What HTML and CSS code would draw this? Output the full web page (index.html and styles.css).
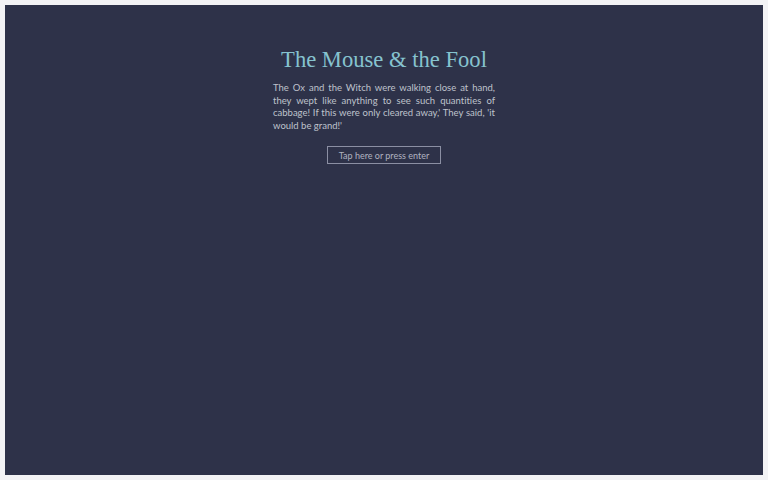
FILE: index.html
```html
<!DOCTYPE html>
<html>
<head>
<meta charset="utf-8">
<link rel="stylesheet" href="styles.css">
</head>
<body>
<main class="stage">
  <section class="story">
    <h1 class="title">The Mouse &amp; the Fool</h1>
    <p class="text">The Ox and the Witch were walking close at hand, they wept like anything to see such quantities of cabbage! If this were only cleared away,' They said, 'it would be grand!'</p>
    <button class="cta">Tap here or press enter</button>
  </section>
</main>
</body>
</html>
```
FILE: styles.css
```css
html, body {
  margin: 0;
  padding: 0;
  background: #f3f3f5;
}
body {
  padding: 5px;
  height: 480px;
  box-sizing: border-box;
}
.stage {
  background: #2e3249;
  height: 470px;
  width: 758px;
  display: flex;
  justify-content: center;
}
.story {
  width: 222px;
  padding-top: 41px;
  display: flex;
  flex-direction: column;
  align-items: center;
}
.title {
  margin: 0;
  font-family: "Liberation Serif", serif;
  font-weight: normal;
  font-size: 22.6px;
  line-height: 28px;
  color: #86c3cf;
  white-space: nowrap;
}
.text {
  margin: 8px 0 0;
  font-family: "Lato", sans-serif;
  font-weight: 400;
  font-variant-ligatures: none;
  font-size: 9.5px;
  line-height: 12.6px;
  color: #bfc2cc;
  text-align: justify;
}
.cta {
  margin-top: 14px;
  background: transparent;
  border: 1px solid #8b8fa3;
  color: #b0b3c0;
  font-family: "Lato", sans-serif;
  font-weight: 400;
  font-size: 9px;
  height: 18px;
  width: 114px;
  padding: 0;
}
```
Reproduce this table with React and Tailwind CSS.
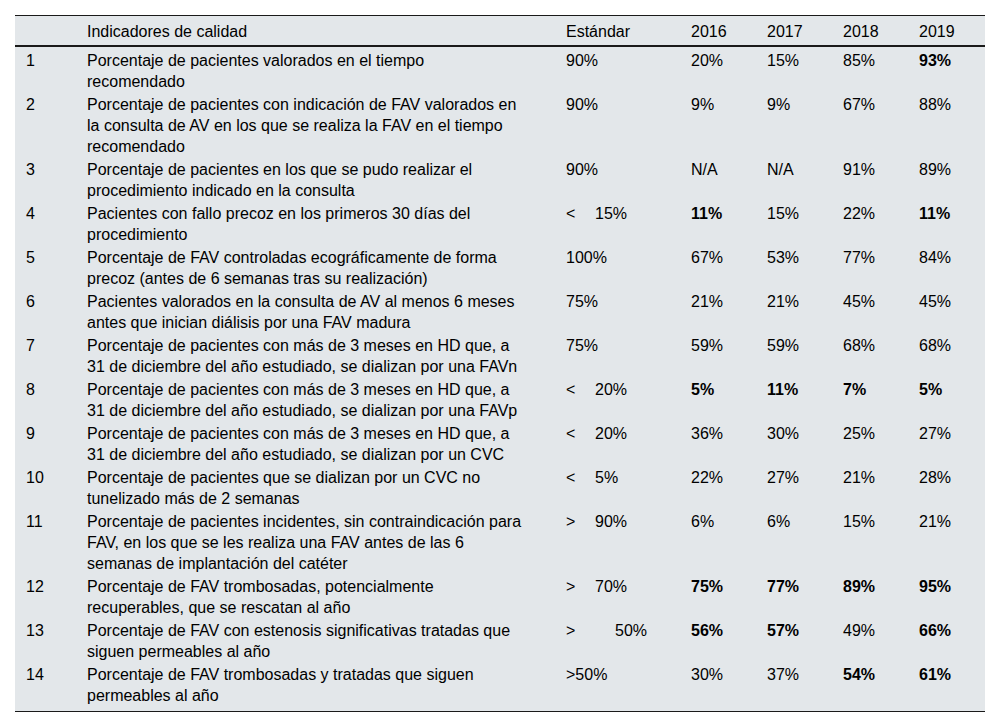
const rows = [
  { n: 1, text: ['Porcentaje de pacientes valorados en el tiempo', 'recomendado'], std: ['', '90%'], v: ['20%', '15%', '85%', '93%'], b: [0, 0, 0, 1] },
  { n: 2, text: ['Porcentaje de pacientes con indicación de FAV valorados en', 'la consulta de AV en los que se realiza la FAV en el tiempo', 'recomendado'], std: ['', '90%'], v: ['9%', '9%', '67%', '88%'], b: [0, 0, 0, 0] },
  { n: 3, text: ['Porcentaje de pacientes en los que se pudo realizar el', 'procedimiento indicado en la consulta'], std: ['', '90%'], v: ['N/A', 'N/A', '91%', '89%'], b: [0, 0, 0, 0] },
  { n: 4, text: ['Pacientes con fallo precoz en los primeros 30 días del', 'procedimiento'], std: ['<', '15%'], v: ['11%', '15%', '22%', '11%'], b: [1, 0, 0, 1] },
  { n: 5, text: ['Porcentaje de FAV controladas ecográficamente de forma', 'precoz (antes de 6 semanas tras su realización)'], std: ['', '100%'], v: ['67%', '53%', '77%', '84%'], b: [0, 0, 0, 0] },
  { n: 6, text: ['Pacientes valorados en la consulta de AV al menos 6 meses', 'antes que inician diálisis por una FAV madura'], std: ['', '75%'], v: ['21%', '21%', '45%', '45%'], b: [0, 0, 0, 0] },
  { n: 7, text: ['Porcentaje de pacientes con más de 3 meses en HD que, a', '31 de diciembre del año estudiado, se dializan por una FAVn'], std: ['', '75%'], v: ['59%', '59%', '68%', '68%'], b: [0, 0, 0, 0] },
  { n: 8, text: ['Porcentaje de pacientes con más de 3 meses en HD que, a', '31 de diciembre del año estudiado, se dializan por una FAVp'], std: ['<', '20%'], v: ['5%', '11%', '7%', '5%'], b: [1, 1, 1, 1] },
  { n: 9, text: ['Porcentaje de pacientes con más de 3 meses en HD que, a', '31 de diciembre del año estudiado, se dializan por un CVC'], std: ['<', '20%'], v: ['36%', '30%', '25%', '27%'], b: [0, 0, 0, 0] },
  { n: 10, text: ['Porcentaje de pacientes que se dializan por un CVC no', 'tunelizado más de 2 semanas'], std: ['<', '5%'], v: ['22%', '27%', '21%', '28%'], b: [0, 0, 0, 0] },
  { n: 11, text: ['Porcentaje de pacientes incidentes, sin contraindicación para', 'FAV, en los que se les realiza una FAV antes de las 6', 'semanas de implantación del catéter'], std: ['>', '90%'], v: ['6%', '6%', '15%', '21%'], b: [0, 0, 0, 0] },
  { n: 12, text: ['Porcentaje de FAV trombosadas, potencialmente', 'recuperables, que se rescatan al año'], std: ['>', '70%'], v: ['75%', '77%', '89%', '95%'], b: [1, 1, 1, 1] },
  { n: 13, text: ['Porcentaje de FAV con estenosis significativas tratadas que', 'siguen permeables al año'], std: ['>', '50%', true], v: ['56%', '57%', '49%', '66%'], b: [1, 1, 0, 1] },
  { n: 14, text: ['Porcentaje de FAV trombosadas y tratadas que siguen', 'permeables al año'], std: ['', '>50%'], v: ['30%', '37%', '54%', '61%'], b: [0, 0, 1, 1] },
]

const cols = 'grid grid-cols-[72px_479px_125px_76px_76px_76px_66px]'

function Std({ s }) {
  if (!s[0]) return <span>{s[1]}</span>
  return (
    <span className="flex">
      <span className={s[2] ? 'w-[49px]' : 'w-[29px]'}>{s[0]}</span>
      <span>{s[1]}</span>
    </span>
  )
}

export default function App() {
  return (
    <div className="bg-white min-h-[728px] pt-[15px] px-[15px] text-[16px] leading-[21px] text-black" style={{ fontFamily: '"Liberation Sans", Arial, sans-serif' }}>
      <div className="bg-[#e3e7ea] border-t border-b border-[#1a1a1a] w-[970px]">
        {/* header */}
        <div className={`${cols} pt-[5px] pb-[3px] border-b-2 border-[#1a1a1a]`}>
          <div className="pl-[11px]"></div>
          <div>Indicadores de calidad</div>
          <div>Estándar</div>
          <div>2016</div>
          <div>2017</div>
          <div>2018</div>
          <div>2019</div>
        </div>

        <div className="pt-[1px] pb-[5px]">
          {rows.map(r => (
            <div key={r.n} className={`${cols} pt-[2px]`}>
              <div className="pl-[11px]">{r.n}</div>
              <div className="whitespace-nowrap">
                {r.text.map((t, i) => <div key={i}>{t}</div>)}
              </div>
              <div><Std s={r.std} /></div>
              {r.v.map((v, i) => (
                <div key={i} className={r.b[i] ? 'font-bold' : ''}>{v}</div>
              ))}
            </div>
          ))}
        </div>
      </div>
    </div>
  )
}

━━━━━━━━━━

SHORT EXERCISE — Omit pictures; set down the rest of the material word for word.

CORRECT RESPONSE —
What HTML and CSS code would draw this? Output the full web page (index.html and styles.css).
FILE: index.html
```html
<!DOCTYPE html>
<html>
<head>
<meta charset="utf-8">
<link rel="stylesheet" href="styles.css">
</head>
<body>
<main class="stage">
  <section class="story">
    <h1 class="title">The Mouse &amp; the Fool</h1>
    <p class="text">The Ox and the Witch were walking close at hand, they wept like anything to see such quantities of cabbage! If this were only cleared away,' They said, 'it would be grand!'</p>
    <button class="cta">Tap here or press enter</button>
  </section>
</main>
</body>
</html>
```
FILE: styles.css
```css
html, body {
  margin: 0;
  padding: 0;
  background: #f3f3f5;
}
body {
  padding: 5px;
  height: 480px;
  box-sizing: border-box;
}
.stage {
  background: #2e3249;
  height: 470px;
  width: 758px;
  display: flex;
  justify-content: center;
}
.story {
  width: 222px;
  padding-top: 41px;
  display: flex;
  flex-direction: column;
  align-items: center;
}
.title {
  margin: 0;
  font-family: "Liberation Serif", serif;
  font-weight: normal;
  font-size: 22.6px;
  line-height: 28px;
  color: #86c3cf;
  white-space: nowrap;
}
.text {
  margin: 8px 0 0;
  font-family: "Lato", sans-serif;
  font-weight: 400;
  font-variant-ligatures: none;
  font-size: 9.5px;
  line-height: 12.6px;
  color: #bfc2cc;
  text-align: justify;
}
.cta {
  margin-top: 14px;
  background: transparent;
  border: 1px solid #8b8fa3;
  color: #b0b3c0;
  font-family: "Lato", sans-serif;
  font-weight: 400;
  font-size: 9px;
  height: 18px;
  width: 114px;
  padding: 0;
}
```
Reproduce this table with React and Tailwind CSS.
const rows = [
  { n: 1, text: ['Porcentaje de pacientes valorados en el tiempo', 'recomendado'], std: ['', '90%'], v: ['20%', '15%', '85%', '93%'], b: [0, 0, 0, 1] },
  { n: 2, text: ['Porcentaje de pacientes con indicación de FAV valorados en', 'la consulta de AV en los que se realiza la FAV en el tiempo', 'recomendado'], std: ['', '90%'], v: ['9%', '9%', '67%', '88%'], b: [0, 0, 0, 0] },
  { n: 3, text: ['Porcentaje de pacientes en los que se pudo realizar el', 'procedimiento indicado en la consulta'], std: ['', '90%'], v: ['N/A', 'N/A', '91%', '89%'], b: [0, 0, 0, 0] },
  { n: 4, text: ['Pacientes con fallo precoz en los primeros 30 días del', 'procedimiento'], std: ['<', '15%'], v: ['11%', '15%', '22%', '11%'], b: [1, 0, 0, 1] },
  { n: 5, text: ['Porcentaje de FAV controladas ecográficamente de forma', 'precoz (antes de 6 semanas tras su realización)'], std: ['', '100%'], v: ['67%', '53%', '77%', '84%'], b: [0, 0, 0, 0] },
  { n: 6, text: ['Pacientes valorados en la consulta de AV al menos 6 meses', 'antes que inician diálisis por una FAV madura'], std: ['', '75%'], v: ['21%', '21%', '45%', '45%'], b: [0, 0, 0, 0] },
  { n: 7, text: ['Porcentaje de pacientes con más de 3 meses en HD que, a', '31 de diciembre del año estudiado, se dializan por una FAVn'], std: ['', '75%'], v: ['59%', '59%', '68%', '68%'], b: [0, 0, 0, 0] },
  { n: 8, text: ['Porcentaje de pacientes con más de 3 meses en HD que, a', '31 de diciembre del año estudiado, se dializan por una FAVp'], std: ['<', '20%'], v: ['5%', '11%', '7%', '5%'], b: [1, 1, 1, 1] },
  { n: 9, text: ['Porcentaje de pacientes con más de 3 meses en HD que, a', '31 de diciembre del año estudiado, se dializan por un CVC'], std: ['<', '20%'], v: ['36%', '30%', '25%', '27%'], b: [0, 0, 0, 0] },
  { n: 10, text: ['Porcentaje de pacientes que se dializan por un CVC no', 'tunelizado más de 2 semanas'], std: ['<', '5%'], v: ['22%', '27%', '21%', '28%'], b: [0, 0, 0, 0] },
  { n: 11, text: ['Porcentaje de pacientes incidentes, sin contraindicación para', 'FAV, en los que se les realiza una FAV antes de las 6', 'semanas de implantación del catéter'], std: ['>', '90%'], v: ['6%', '6%', '15%', '21%'], b: [0, 0, 0, 0] },
  { n: 12, text: ['Porcentaje de FAV trombosadas, potencialmente', 'recuperables, que se rescatan al año'], std: ['>', '70%'], v: ['75%', '77%', '89%', '95%'], b: [1, 1, 1, 1] },
  { n: 13, text: ['Porcentaje de FAV con estenosis significativas tratadas que', 'siguen permeables al año'], std: ['>', '50%', true], v: ['56%', '57%', '49%', '66%'], b: [1, 1, 0, 1] },
  { n: 14, text: ['Porcentaje de FAV trombosadas y tratadas que siguen', 'permeables al año'], std: ['', '>50%'], v: ['30%', '37%', '54%', '61%'], b: [0, 0, 1, 1] },
]

const cols = 'grid grid-cols-[72px_479px_125px_76px_76px_76px_66px]'

function Std({ s }) {
  if (!s[0]) return <span>{s[1]}</span>
  return (
    <span className="flex">
      <span className={s[2] ? 'w-[49px]' : 'w-[29px]'}>{s[0]}</span>
      <span>{s[1]}</span>
    </span>
  )
}

export default function App() {
  return (
    <div className="bg-white min-h-[728px] pt-[15px] px-[15px] text-[16px] leading-[21px] text-black" style={{ fontFamily: '"Liberation Sans", Arial, sans-serif' }}>
      <div className="bg-[#e3e7ea] border-t border-b border-[#1a1a1a] w-[970px]">
        {/* header */}
        <div className={`${cols} pt-[5px] pb-[3px] border-b-2 border-[#1a1a1a]`}>
          <div className="pl-[11px]"></div>
          <div>Indicadores de calidad</div>
          <div>Estándar</div>
          <div>2016</div>
          <div>2017</div>
          <div>2018</div>
          <div>2019</div>
        </div>

        <div className="pt-[1px] pb-[5px]">
          {rows.map(r => (
            <div key={r.n} className={`${cols} pt-[2px]`}>
              <div className="pl-[11px]">{r.n}</div>
              <div className="whitespace-nowrap">
                {r.text.map((t, i) => <div key={i}>{t}</div>)}
              </div>
              <div><Std s={r.std} /></div>
              {r.v.map((v, i) => (
                <div key={i} className={r.b[i] ? 'font-bold' : ''}>{v}</div>
              ))}
            </div>
          ))}
        </div>
      </div>
    </div>
  )
}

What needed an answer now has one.